Gulf Gasoline Slumps as Exxon, Phillips 66 Restart UnitsChristine Harvey
U.S. Gulf Coast gasoline weakened as Exxon Mobil Corp. and Phillips 66 restarted units at two Texas refineries.
The No. 3 fluid catalytic cracker at Exxon’s Baytown refinery returned to normal operations yesterday after an upset on Feb. 22, according to Nicholas Scinta, a company spokesman based in Houston.
Phillips 66’s Sweeny refinery, which began scheduled maintenance on Jan. 7, was restarting production units including a pipestill and sulfur recovery unit, according to two people familiar with the operations who asked not to be identified because the information isn’t public. Rich Johnson, a Phillips 66 spokesman, said maintenance is still under way.
The Sweeny and Baytown refineries can process as much as 831,000 barrels a day, or 9.5 percent of capacity on the Gulf Coast, according to data compiled by Bloomberg.

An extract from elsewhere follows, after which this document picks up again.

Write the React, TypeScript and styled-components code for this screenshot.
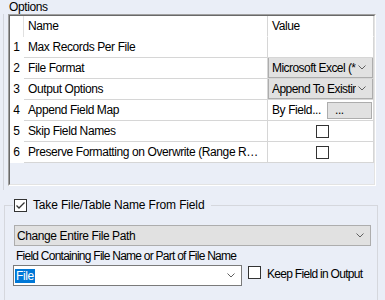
import React from 'react';
import styled, { createGlobalStyle } from 'styled-components';

const Global = createGlobalStyle`
  html, body { margin: 0; padding: 0; background: #eaeef7; }
  body {
    font-family: "Liberation Sans", Arial, sans-serif;
    font-size: 12px;
    letter-spacing: -0.4px;
    color: #000;
  }
  * { box-sizing: border-box; }
`;

const Page = styled.div`
  width: 385px;
  height: 300px;
  overflow: hidden;
  background: #eaeef7;
  display: flex;
  flex-direction: column;
  & > * { flex-shrink: 0; }
`;

const SectionTitle = styled.div`
  height: 14px;
  line-height: 14px;
  padding-left: 9px;
`;

const OptionsPanel = styled.div`
  margin-left: 3px;
  height: 176px;
  border-left: 1px solid #d3d6dd;
  padding-left: 4px;
`;

const GridFrame = styled.div`
  width: 368px;
  height: 172px;
  border-style: solid;
  border-width: 1px;
  border-color: #a0a0a0 #ffffff #ffffff #a0a0a0;
`;

const GridInner = styled.div`
  height: 100%;
  border-style: solid;
  border-width: 1px;
  border-color: #696969 #e3e3e3 #e3e3e3 #696969;
  background: #eaeef7;
  display: flex;
  flex-direction: column;
`;

const Row = styled.div`
  display: grid;
  grid-template-columns: 14px 244px 106px;
  height: 21px;
  flex: none;
  background: #fff;
`;

const NumCell = styled.div<{ $header?: boolean }>`
  text-align: center;
  line-height: 20px;
  border-right: 1px solid ${p => (p.$header ? '#e0e0e0' : 'transparent')};
`;

const Cell = styled.div<{ $header?: boolean }>`
  display: flex;
  align-items: center;
  min-width: 0;
  padding-left: 4px;
  border-right: 1px solid #d6d6d6;
  border-bottom: 1px solid ${p => (p.$header ? 'transparent' : '#d6d6d6')};
  white-space: nowrap;
  overflow: hidden;
`;

const HeaderText = styled.span`
  align-self: flex-start;
  margin-top: 3px;
`;

const Ellipsis = styled.span`
  overflow: hidden;
  text-overflow: ellipsis;
  padding-right: 6px;
`;

const ValueCell = styled(Cell)<{ $center?: boolean; $bare?: boolean }>`
  padding-left: ${p => (p.$bare ? 0 : 4)}px;
  justify-content: ${p => (p.$center ? 'center' : 'flex-start')};
  align-items: ${p => (p.$bare ? 'stretch' : 'center')};
`;

const CellCombo = styled.div`
  flex: 1;
  display: flex;
  align-items: center;
  background: #e1e1e1;
  border: 1px solid #adadad;
  margin-top: -1px;
  padding-left: 3px;
  min-width: 0;
  letter-spacing: -0.55px;
`;

const ComboText = styled.span`
  flex: 1;
  overflow: hidden;
  white-space: nowrap;
`;

const Chevron = styled.svg`
  flex: none;
  width: 8px;
  height: 5px;
  margin: 0 6px 0 2px;
`;

const FieldMapText = styled.span`
  flex: 1;
`;

const DotsButton = styled.div`
  width: 45px;
  height: 17px;
  margin-right: 1px;
  background: #e1e1e1;
  border: 1px solid #adadad;
  padding-left: 7px;
  line-height: 14px;
`;

const Box = styled.span`
  display: inline-flex;
  flex: none;
  width: 13px;
  height: 13px;
  border: 1px solid #333;
  background: #fff;
`;

const Fieldset = styled.fieldset`
  margin: 9px 0 0 4px;
  width: 374px;
  border: 1px solid #d5d7dd;
  padding: 0 9px 20px 9px;
  min-width: 0;
`;

const Legend = styled.legend`
  margin-left: -1px;
  padding: 0 7px 0 1px;
  display: flex;
  align-items: center;
  height: 13px;
`;

const LegendLabel = styled.span`
  margin-left: 6px;
  line-height: 13px;
  letter-spacing: -0.15px;
`;

const DropDown = styled.div`
  margin-top: 13px;
  width: 357px;
  height: 21px;
  display: flex;
  align-items: center;
  background: #e1e1e1;
  border: 1px solid #adadad;
  padding-left: 2px;
`;

const FieldLabel = styled.div`
  margin-top: 3px;
  padding-left: 2px;
  line-height: 14px;
  letter-spacing: -0.75px;
  white-space: nowrap;
`;

const InputRow = styled.div`
  margin-top: 2px;
  display: flex;
  align-items: flex-start;
  white-space: nowrap;
`;

const Combo = styled.div`
  margin-left: -1px;
  width: 229px;
  height: 21px;
  flex: none;
  display: flex;
  align-items: center;
  background: #fff;
  border: 1px solid #7a7a7a;
  padding-left: 1px;
`;

const Selected = styled.span`
  background: #0078d7;
  color: #fff;
  padding: 0 1px;
  line-height: 14px;
`;

const Spacer = styled.span`
  flex: 1;
`;

const KeepBox = styled(Box)`
  margin: 1px 0 0 6px;
`;

const KeepLabel = styled.span`
  flex: none;
  margin-left: 6px;
  line-height: 19px;
  letter-spacing: -0.7px;
`;

const ChevronIcon = () => (
  <Chevron viewBox="0 0 8 5">
    <path d="M0.5 0.5 L4 4 L7.5 0.5" fill="none" stroke="#606060" strokeWidth="1" />
  </Chevron>
);

const CheckBox = ({ checked }: { checked?: boolean }) => (
  <Box>
    {checked && (
      <svg width="11" height="11" viewBox="0 0 11 11">
        <path d="M1.5 5.5 L4 8 L9.5 2.5" fill="none" stroke="#333" strokeWidth="1.3" />
      </svg>
    )}
  </Box>
);

export default function App() {
  return (
    <Page>
      <Global />
      <SectionTitle>Options</SectionTitle>
      <OptionsPanel>
        <GridFrame>
          <GridInner>
            <Row>
              <NumCell $header />
              <Cell $header><HeaderText>Name</HeaderText></Cell>
              <Cell $header><HeaderText>Value</HeaderText></Cell>
            </Row>
            <Row>
              <NumCell>1</NumCell>
              <Cell>Max Records Per File</Cell>
              <ValueCell />
            </Row>
            <Row>
              <NumCell>2</NumCell>
              <Cell>File Format</Cell>
              <ValueCell $bare>
                <CellCombo>
                  <ComboText>Microsoft Excel (*.xlsx)</ComboText>
                  <ChevronIcon />
                </CellCombo>
              </ValueCell>
            </Row>
            <Row>
              <NumCell>3</NumCell>
              <Cell>Output Options</Cell>
              <ValueCell $bare>
                <CellCombo>
                  <ComboText>Append To Existing Sheet</ComboText>
                  <ChevronIcon />
                </CellCombo>
              </ValueCell>
            </Row>
            <Row>
              <NumCell>4</NumCell>
              <Cell>Append Field Map</Cell>
              <ValueCell>
                <FieldMapText>By Field...</FieldMapText>
                <DotsButton>...</DotsButton>
              </ValueCell>
            </Row>
            <Row>
              <NumCell>5</NumCell>
              <Cell>Skip Field Names</Cell>
              <ValueCell $center>
                <CheckBox />
              </ValueCell>
            </Row>
            <Row>
              <NumCell>6</NumCell>
              <Cell><Ellipsis>Preserve Formatting on Overwrite (Range Ref Required)</Ellipsis></Cell>
              <ValueCell $center>
                <CheckBox />
              </ValueCell>
            </Row>
          </GridInner>
        </GridFrame>
      </OptionsPanel>
      <Fieldset>
        <Legend>
          <CheckBox checked />
          <LegendLabel>Take File/Table Name From Field</LegendLabel>
        </Legend>
        <DropDown>
          <ComboText>Change Entire File Path</ComboText>
          <ChevronIcon />
        </DropDown>
        <FieldLabel>Field Containing File Name or Part of File Name</FieldLabel>
        <InputRow>
          <Combo>
            <Selected>File</Selected>
            <Spacer />
            <ChevronIcon />
          </Combo>
          <KeepBox />
          <KeepLabel>Keep Field in Output</KeepLabel>
        </InputRow>
      </Fieldset>
    </Page>
  );
}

Reformulated gasoline to be blended with ethanol on the Gulf slipped 1.5 cents to trade at a discount of 1.5 cents a gallon below futures on the New York Mercantile Exchange at 2:29 p.m. Conventional, 87-octane gasoline dropped 1.75 cents to 3 cents below futures.
Refineries in the region processed 7.14 million barrels of crude and other feedstock in the week ended Feb. 15, compared with 7.4 million barrels in the week-earlier period, Energy Information Administration data show. Operators used 81.8 percent of capacity, the lowest level since Sept. 7.
“Refinery utilization rates are at their lowest level since the beginning of maintenance season some three weeks ago,” said Tom Finlon, Jupiter, Florida-based director of Energy Analytics Group LLC.
The 3-2-1 crack spread, or a measure of refining profitability based on West Texas Intermediate in Cushing, Oklahoma, dropped 89 cents to $36.75 a barrel. The same spread for Light Louisiana Sweet oil gained 96 cents to $15.60 a barrel. Gulf Coast reformulated gasoline traded 1 cent above the same fuel in the New York Harbor.
Refiners in New York profited $16.05 a barrel based on Brent oil prices in Europe. That’s up 52 cents from Feb. 22. Reformulated, 84-octane gasoline in the region dropped 0.25 cent to 2.5 cents a gallon.